We defined the following metrics to classify whether a QB is a bust or not. (Note, these metrics focus on detecting base-level production over MVP caliber play, as very few prospects would be considered busts if they didn’t play at that level). To be considered a “success”, a quarterback must meet at least 3 of these five criteria within their first five years:
- ≥ 50 NFL starts
- ≥ 50% win percentage
- ≥ 85 passer rating
- ≥ 7.0 yards per attempt
- ≥ 7.0 adjusted yards per attempt
Whether a quarterback is considered a bust or not is debatable when it comes to certain players. We knew we wanted to incorporate a wide variety of metrics and statistics while ensuring that a quarterback didn’t have to meet every single metric.
We started off by including two metrics showing that the quarterback was contributing to winning; they were getting a good amount of starts (since quarterbacks who suck are typically benched way before they reach this), and they have at least a 50% win rating. We also included another metric stating their passer rating had to be at least 85, since by the end of five years a quarterback without this rating is typically out of the league. Finally, we included two metrics analyzing a player’s ability to make progress with their attempts to eliminate players who got way more playing time than their ability suggests, largely because their team needed a cheap system quarterback.
Next, we trained a simple Random Forest Classifier to predict whether a quarterback was a bust or not. Initially, we chose to use ten different features in our model. We looked at height, weight, QB rating, completion percentage, passes attempted and completed, yards per attempt, interceptions, touchdowns, and passing yards. However, ultimately we decided to include only five of them in our visualization representing the importance of each since some of them reflected the same characteristic.
Mutual information importance is a feature selection tool that aims to measure how much removing one variable from a simple model decreases your ability to get reliable predictions. Here, this measures whether removing one variable (let’s say height), significantly decreases your ability to predict the result. Random forest importance is a metric that determines how often a feature is used in the many splitting trees in the model that was trained. One flaw of random forest importance is that it is often biased towards features with large deviations, but quarterback features generally follow similar trends , so this will not affect the results.
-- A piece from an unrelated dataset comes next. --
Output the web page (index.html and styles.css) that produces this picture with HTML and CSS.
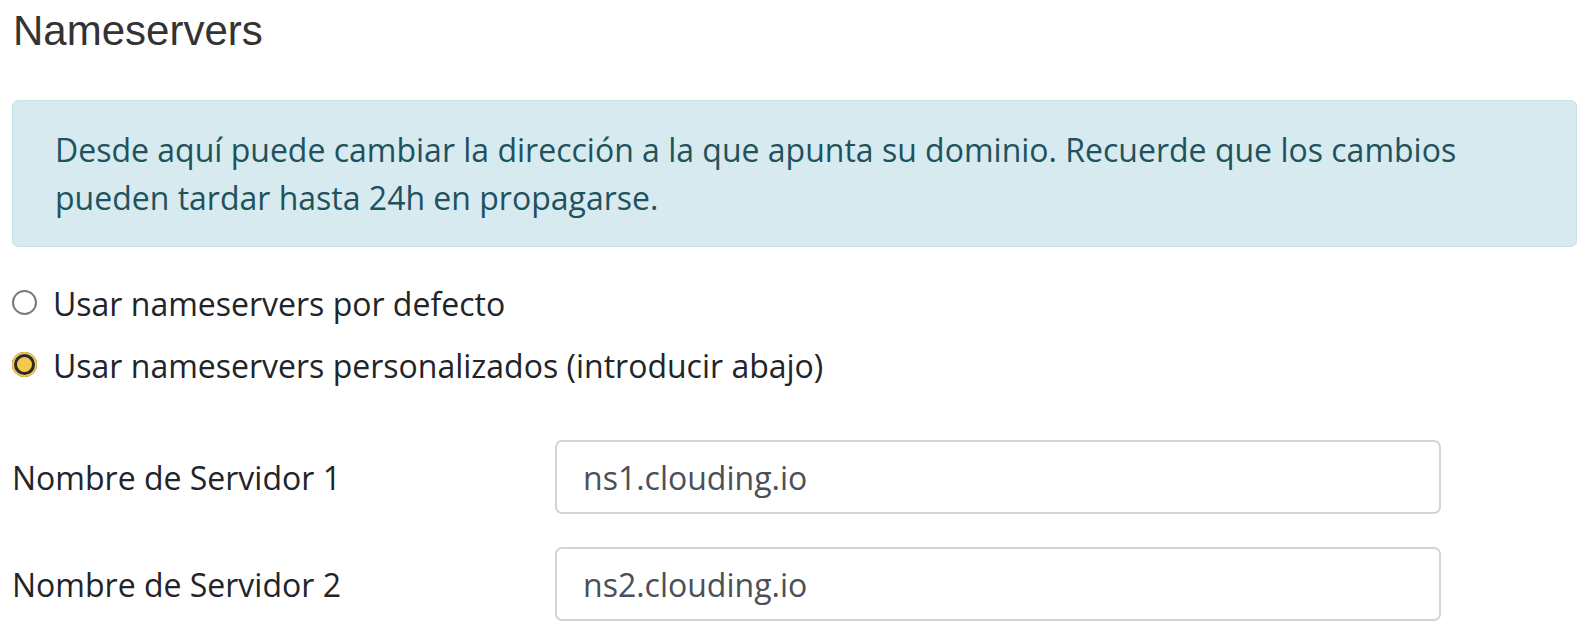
FILE: index.html
```html
<!DOCTYPE html>
<html lang="es">
<head>
<meta charset="utf-8">
<title>Nameservers</title>
<link rel="stylesheet" href="styles.css">
</head>
<body>
<div class="page">
  <h2 class="title">Nameservers</h2>
  <div class="alert">Desde aquí puede cambiar la dirección a la que apunta su dominio. Recuerde que los cambios pueden tardar hasta 24h en propagarse.</div>
  <div class="radios">
    <label class="radio-row"><input type="radio" name="ns" class="radio"><span>Usar nameservers por defecto</span></label>
    <label class="radio-row"><input type="radio" name="ns" class="radio" checked><span>Usar nameservers personalizados (introducir abajo)</span></label>
  </div>
  <div class="form">
    <div class="form-row">
      <label class="form-label" for="ns1">Nombre de Servidor 1</label>
      <input class="form-input" id="ns1" type="text" value="ns1.clouding.io">
    </div>
    <div class="form-row">
      <label class="form-label" for="ns2">Nombre de Servidor 2</label>
      <input class="form-input" id="ns2" type="text" value="ns2.clouding.io">
    </div>
  </div>
</div>
</body>
</html>
```

FILE: styles.css
```css
html, body {
  margin: 0;
  padding: 0;
  background: #ffffff;
}

.page {
  padding: 0 13px 0 12px;
  font-family: "Open Sans", "Noto Sans", sans-serif;
  font-size: 32px;
  line-height: 47px;
  color: #212529;
}

.title {
  margin: 5px 0 43px 1px;
  font-family: "Liberation Sans", Arial, sans-serif;
  font-weight: 400;
  font-size: 42px;
  line-height: 52px;
  color: #333333;
}

.alert {
  box-sizing: border-box;
  height: 147px;
  padding: 25px 42px;
  background: #d6eaf0;
  border: 1px solid #c6e3ea;
  border-radius: 6px;
  color: #1f525d;
  font-size: 32px;
  line-height: 48px;
}

.radios {
  margin-top: 25px;
  display: flex;
  flex-direction: column;
}

.radio-row {
  display: flex;
  align-items: center;
  gap: 16px;
  height: 62px;
}

.radio {
  appearance: none;
  -webkit-appearance: none;
  margin: 0;
  flex: none;
  width: 25px;
  height: 25px;
  border-radius: 50%;
  box-sizing: border-box;
  border: 2px solid #7a7a7a;
  background: #ffffff;
  position: relative;
  top: -1px;
}

.radio:checked {
  border: none;
  background: #f5c84e;
  box-shadow: inset 0 0 0 2px #f5c84e, inset 0 0 0 5px #2b2b2b;
}

.form {
  margin-top: 44px;
  display: flex;
  flex-direction: column;
  gap: 33px;
}

.form-row {
  display: flex;
  align-items: baseline;
}

.form-label {
  width: 543px;
  flex: none;
}

.form-input {
  box-sizing: border-box;
  width: 886px;
  height: 74px;
  padding: 0 26px;
  border: 2px solid #d1d5da;
  border-radius: 7px;
  font-family: "Open Sans", "Noto Sans", sans-serif;
  font-size: 32px;
  color: #495057;
  background: #ffffff;
  outline: none;
}
```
The above visualization illustrates the mutual information and random forest importances for five selected features. Passing yards is the clear strongest indicator that a player won’t bust, and this makes sense since most prospects with low volume have very low floors and are more often drafted for a ceiling they have a low chance of reaching. By contrast, prospects that consistently pass the ball a lot but may not have the athleticism to have an mvp ceiling are far more likely to contribute to the league in some way.
Next, we decided to examine how much draft position is correlated with pro bowl selections and how it compares across different positions.
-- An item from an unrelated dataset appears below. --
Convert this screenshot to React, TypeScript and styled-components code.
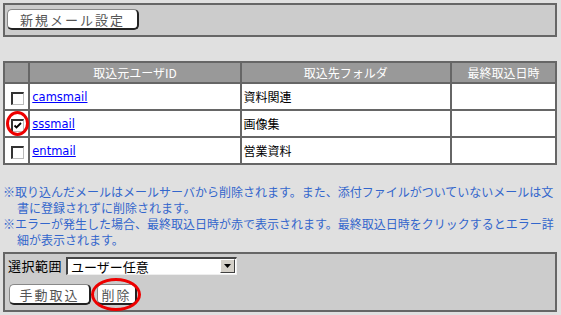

Which Positions Provide the Most Value?
Initially, we considered using draft position relative to the others at that position. However, we decided to ultimately go with absolute draft position (the pick the player was selected at). If a quarterback is the first selected in a draft with no star talent, they don’t have the same expectations as one drafted much earlier.
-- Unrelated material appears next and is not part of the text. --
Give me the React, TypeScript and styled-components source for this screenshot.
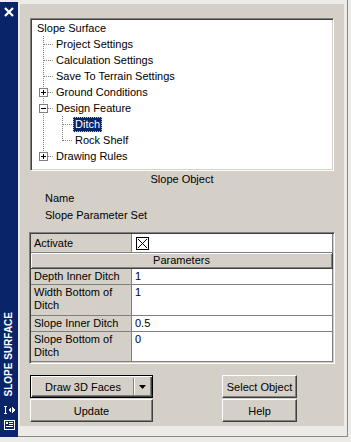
import React from 'react';
import styled, { createGlobalStyle } from 'styled-components';

const GlobalStyle = createGlobalStyle`
  html, body {
    margin: 0;
    padding: 0;
    background: #ecebe8;
  }
  body {
    font-family: 'Liberation Sans', Arial, sans-serif;
    font-size: 11px;
    color: #000;
  }
`;

const Window = styled.div`
  display: flex;
  width: 351px;
  height: 442px;
  background: #ecebe8;
  overflow: hidden;
`;

const Sidebar = styled.div`
  width: 18px;
  height: 435px;
  margin-top: 2px;
  padding: 3px 0 7px;
  box-sizing: border-box;
  background: #0a246a;
  display: flex;
  flex-direction: column;
  align-items: center;
`;

const Spacer = styled.div`
  flex: 1;
`;

const SideTitle = styled.div`
  writing-mode: vertical-rl;
  transform: rotate(180deg);
  color: #fff;
  font-weight: bold;
  font-size: 10px;
  line-height: 12px;
  margin-bottom: 9px;
`;

const SideIcon = styled.svg<{ $gap?: number }>`
  display: block;
  margin-top: ${(p) => p.$gap ?? 0}px;
`;

const Frame = styled.div`
  width: 330px;
  height: 437px;
  box-sizing: border-box;
  padding: 4px 3px 10px 2px;
  border-right: 1px solid #8a8986;
  border-bottom: 1px solid #8a8986;
  display: flex;
`;

const Panel = styled.div`
  flex: 1;
  background: #d4d0c8;
  display: flex;
  flex-direction: column;
`;

const TreeBox = styled.div`
  margin: 14px 0 0 10px;
  width: 304px;
  height: 153px;
  box-sizing: border-box;
  background: #fff;
  border: 1px solid;
  border-color: #808080 #fff #fff #808080;
  box-shadow: inset 1px 1px 0 #404040, inset -1px -1px 0 #d4d0c8;
  padding: 1px 0 0 4px;
  overflow: hidden;
`;

const TreeRow = styled.div`
  display: flex;
  align-items: center;
  height: 16px;
`;

const GuideSvg = styled.svg`
  display: block;
  flex: none;
`;

const TreeLabel = styled.span<{ $selected?: boolean }>`
  padding: 0 1px;
  line-height: 13px;
  border: 1px dotted ${(p) => (p.$selected ? '#c9c27a' : 'transparent')};
  background: ${(p) => (p.$selected ? '#0a246a' : 'transparent')};
  color: ${(p) => (p.$selected ? '#fff' : '#000')};
  white-space: nowrap;
`;

const Caption = styled.div<{ $center?: boolean; $top?: number }>`
  height: 16px;
  line-height: 16px;
  margin-top: ${(p) => p.$top ?? 0}px;
  padding-left: ${(p) => (p.$center ? 0 : 25)}px;
  text-align: ${(p) => (p.$center ? 'center' : 'left')};
`;

const Grid = styled.div`
  margin: 9px 0 0 9px;
  width: 306px;
  height: 132px;
  box-sizing: border-box;
  border: 1px solid;
  border-color: #808080 #fff #fff #808080;
  box-shadow: inset 1px 1px 0 #404040, inset -1px -1px 0 #d4d0c8;
  padding: 1px;
  display: flex;
  flex-direction: column;
  overflow: hidden;
`;

const GridRow = styled.div<{ $h?: number }>`
  display: grid;
  grid-template-columns: 101px 1fr;
  height: ${(p) => (p.$h ? `${p.$h}px` : 'auto')};
  flex: ${(p) => (p.$h ? 'none' : 1)};
  box-sizing: border-box;
  border-bottom: 1px solid #808080;
`;

const LabelCell = styled.div<{ $middle?: boolean }>`
  background: #d4d0c8;
  border-right: 1px solid #808080;
  padding: 1px 3px;
  line-height: 13px;
  display: flex;
  align-items: ${(p) => (p.$middle ? 'center' : 'flex-start')};
`;

const ValueCell = styled.div<{ $middle?: boolean }>`
  background: #fff;
  border-right: 1px solid #808080;
  padding: 1px 3px;
  line-height: 13px;
  display: flex;
  align-items: ${(p) => (p.$middle ? 'center' : 'flex-start')};
`;

const SectionRow = styled.div`
  height: 16px;
  flex: none;
  box-sizing: border-box;
  background: #d4d0c8;
  border-right: 1px solid #404040;
  border-bottom: 1px solid #404040;
  box-shadow: inset 1px 1px 0 #fff, inset -1px -1px 0 #808080;
  text-align: center;
  line-height: 15px;
`;

const CheckSvg = styled.svg`
  display: block;
  margin-left: 1px;
`;

const Buttons = styled.div`
  display: grid;
  grid-template-columns: 123px 75px;
  column-gap: 69px;
  row-gap: 1px;
  margin: 11px 0 0 10px;
`;

const Button = styled.div<{ $default?: boolean }>`
  height: 23px;
  box-sizing: border-box;
  background: #d4d0c8;
  display: flex;
  align-items: center;
  justify-content: center;
  border: 1px solid;
  border-color: ${(p) => (p.$default ? '#000' : '#fff #404040 #404040 #fff')};
  box-shadow: ${(p) =>
    p.$default
      ? 'inset 1px 1px 0 #fff, inset -1px -1px 0 #404040, inset -2px -2px 0 #808080'
      : 'inset -1px -1px 0 #808080'};
`;

const SplitMain = styled.div`
  flex: 1;
  text-align: center;
  padding-left: 2px;
`;

const SplitArrow = styled.div`
  width: 16px;
  align-self: stretch;
  margin: 2px 2px 2px 0;
  border-left: 1px solid #808080;
  box-shadow: inset 1px 0 0 #fff;
  display: flex;
  align-items: center;
  justify-content: center;
`;

type Guide = { line: 'full' | 'half' | 'none'; branch?: boolean; toggle?: '+' | '-' };

type TreeItem = { label: string; guides: Guide[]; selected?: boolean };

const treeItems: TreeItem[] = [
  { label: 'Slope Surface', guides: [] },
  { label: 'Project Settings', guides: [{ line: 'full', branch: true }] },
  { label: 'Calculation Settings', guides: [{ line: 'full', branch: true }] },
  { label: 'Save To Terrain Settings', guides: [{ line: 'full', branch: true }] },
  { label: 'Ground Conditions', guides: [{ line: 'full', branch: true, toggle: '+' }] },
  { label: 'Design Feature', guides: [{ line: 'full', branch: true, toggle: '-' }] },
  {
    label: 'Ditch',
    guides: [{ line: 'full' }, { line: 'full', branch: true }],
    selected: true,
  },
  { label: 'Rock Shelf', guides: [{ line: 'full' }, { line: 'half', branch: true }] },
  { label: 'Drawing Rules', guides: [{ line: 'half', branch: true, toggle: '+' }] },
];

const GuideCell = ({ line, branch, toggle }: Guide) => (
  <GuideSvg width={19} height={16} viewBox="0 0 19 16" shapeRendering="crispEdges">
    {line !== 'none' && (
      <line
        x1={8.5}
        y1={0}
        x2={8.5}
        y2={line === 'full' ? 16 : 9}
        stroke="#808080"
        strokeDasharray="1 1"
      />
    )}
    {branch && (
      <line x1={9} y1={8.5} x2={19} y2={8.5} stroke="#808080" strokeDasharray="1 1" />
    )}
    {toggle && (
      <>
        <rect x={4.5} y={4.5} width={8} height={8} fill="#fff" stroke="#808080" />
        <line x1={6} y1={8.5} x2={11} y2={8.5} stroke="#000" />
        {toggle === '+' && <line x1={8.5} y1={6} x2={8.5} y2={11} stroke="#000" />}
      </>
    )}
  </GuideSvg>
);

const params = [
  { label: ['Depth Inner Ditch'], value: '1', h: 16 },
  { label: ['Width Bottom of', 'Ditch'], value: '1', h: 31 },
  { label: ['Slope Inner Ditch'], value: '0.5', h: 16 },
  { label: ['Slope Bottom of', 'Ditch'], value: '0' },
];

const App = () => {
  return (
    <Window>
      <GlobalStyle />
      <Sidebar>
        <SideIcon width={10} height={10} viewBox="0 0 10 10" $gap={2}>
          <path d="M1 1 L9 9 M9 1 L1 9" stroke="#fff" strokeWidth={2.2} />
        </SideIcon>
        <Spacer />
        <SideTitle>SLOPE SURFACE</SideTitle>
        <SideIcon width={11} height={10} viewBox="0 0 11 10" shapeRendering="crispEdges">
          <rect x={0} y={1} width={3} height={1} fill="#fff" />
          <rect x={1} y={1} width={1} height={8} fill="#fff" />
          <rect x={0} y={8} width={3} height={1} fill="#fff" />
          <path d="M7 2 L4 5 L7 8 Z" fill="#fff" />
          <path d="M8 2 L11 5 L8 8 Z" fill="#fff" />
        </SideIcon>
        <SideIcon width={11} height={10} viewBox="0 0 11 10" shapeRendering="crispEdges" $gap={5}>
          <rect x={0.5} y={0.5} width={10} height={9} fill="none" stroke="#fff" />
          <rect x={2} y={2} width={2} height={2} fill="#fff" />
          <rect x={5} y={2} width={4} height={1} fill="#fff" />
          <rect x={5} y={4} width={4} height={1} fill="#fff" />
          <rect x={2} y={6} width={7} height={1} fill="#fff" />
        </SideIcon>
      </Sidebar>
      <Frame>
        <Panel>
          <TreeBox>
            {treeItems.map((item) => (
              <TreeRow key={item.label}>
                {item.guides.map((g, i) => (
                  <GuideCell key={i} {...g} />
                ))}
                <TreeLabel $selected={item.selected}>{item.label}</TreeLabel>
              </TreeRow>
            ))}
          </TreeBox>
          <Caption $center>Slope Object</Caption>
          <Caption $top={3}>Name</Caption>
          <Caption $top={1}>Slope Parameter Set</Caption>
          <Grid>
            <GridRow $h={19}>
              <LabelCell $middle>Activate</LabelCell>
              <ValueCell $middle>
                <CheckSvg width={13} height={13} viewBox="0 0 13 13">
                  <rect x={0.5} y={0.5} width={12} height={12} fill="#fff" stroke="#000" />
                  <path d="M2 2 L11 11 M11 2 L2 11" stroke="#000" strokeWidth={1} />
                </CheckSvg>
              </ValueCell>
            </GridRow>
            <SectionRow>Parameters</SectionRow>
            {params.map((p) => (
              <GridRow key={p.label.join(' ')} $h={p.h}>
                <LabelCell>
                  <div>
                    {p.label.map((l) => (
                      <div key={l}>{l}</div>
                    ))}
                  </div>
                </LabelCell>
                <ValueCell>{p.value}</ValueCell>
              </GridRow>
            ))}
          </Grid>
          <Buttons>
            <Button $default>
              <SplitMain>Draw 3D Faces</SplitMain>
              <SplitArrow>
                <svg width={7} height={4} viewBox="0 0 7 4">
                  <path d="M0 0 H7 L3.5 4 Z" fill="#000" />
                </svg>
              </SplitArrow>
            </Button>
            <Button>Select Object</Button>
            <Button>Update</Button>
            <Button>Help</Button>
          </Buttons>
        </Panel>
      </Frame>
    </Window>
  );
};

export default App;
We conducted a simple correlation analysis to determine this. In the original dataset, there were more positions like fullbacks which we removed due to them not being that relevant in modern football, and nose tackles which we merged with defensive tackles. In addition, we focused on players drafted in 2000 or later because scouting wasn’t as effective in the early days of the NFL. (Note, since earlier draft picks are considered “better prospects”, we initially had a negative correlation, and this plot depicts the absolute value of that).
Guards had the highest correlation between draft position and success. Running backs (RB) also had a strong correlation between how high they were drafted and their performance in the NFL. This makes sense because physical traits that are noticeable by scouts play a big role in both of these players’ success. Unsurprisingly, very few punters (P) were drafted and their draft position had little correlation to their outcomes. Despite being the highest paid positions, wide receivers (R) and quarterbacks (QB) don’t have the strongest correlations between absolute draft positions and pro bowl selections. In particular for quarterbacks, many prospects that aren’t actually that qualified get selected high because teams are always looking for their “quarterbacks of the future”. In addition, many wide receivers may look better or worse than they actually are due to stellar or poor college QB play, or their pro bowls could be tied to having a great quarterback throwing to them.
A Look at the Combine
Finally, we conducted some analysis on the NFL Combine. Every march, players participate in a wide variety of drills and measurements to assess their physical traits and athleticism, and in some cases, players can move up and down a lot based on one measurement. Here, we aim to look at which physical metrics have the largest and smallest correlations.
To try to understand each feature’s importance for each position, we trained a simple random forest model, and then identified each feature’s importance.
Height didn’t matter much for most prospects, except for quarterbacks. Short quarterbacks continue to get dinged for not being able to see over defenses and hence get sacked constantly, so this makes sense. Weight was considered far more important across all positions. For some speed-based drills, there was little correlation at all for bulkier positions like lineman and centers. A center © running a fast 40 yard dash may make the news, but it is not going to do much for his draft stock. However, most drills had uniform importance across the spectrum of positions, showing that athleticism correlates well with high draft position for almost every prospect.
Conclusion
This article looks at a few different metrics across both college and testing to see if there are meaningful correlations; while there are some noticeable patterns, there is also a lot of variance despite teams spending more on scouting than ever. This goes to show the high variability in players’ outcomes; many players look statistically fine but simply don’t have the intangibles to make it in the league.
Despite having access to more data and metrics than ever, teams still struggle to figure out which prospects will succeed in the NFL and which ones won’t. In addition, general managers continue to get blinded by athleticism that most models show won’t translate and draft these raw talents anyways. Many busts had either character or injury issues that simply didn’t emerge before they got drafted.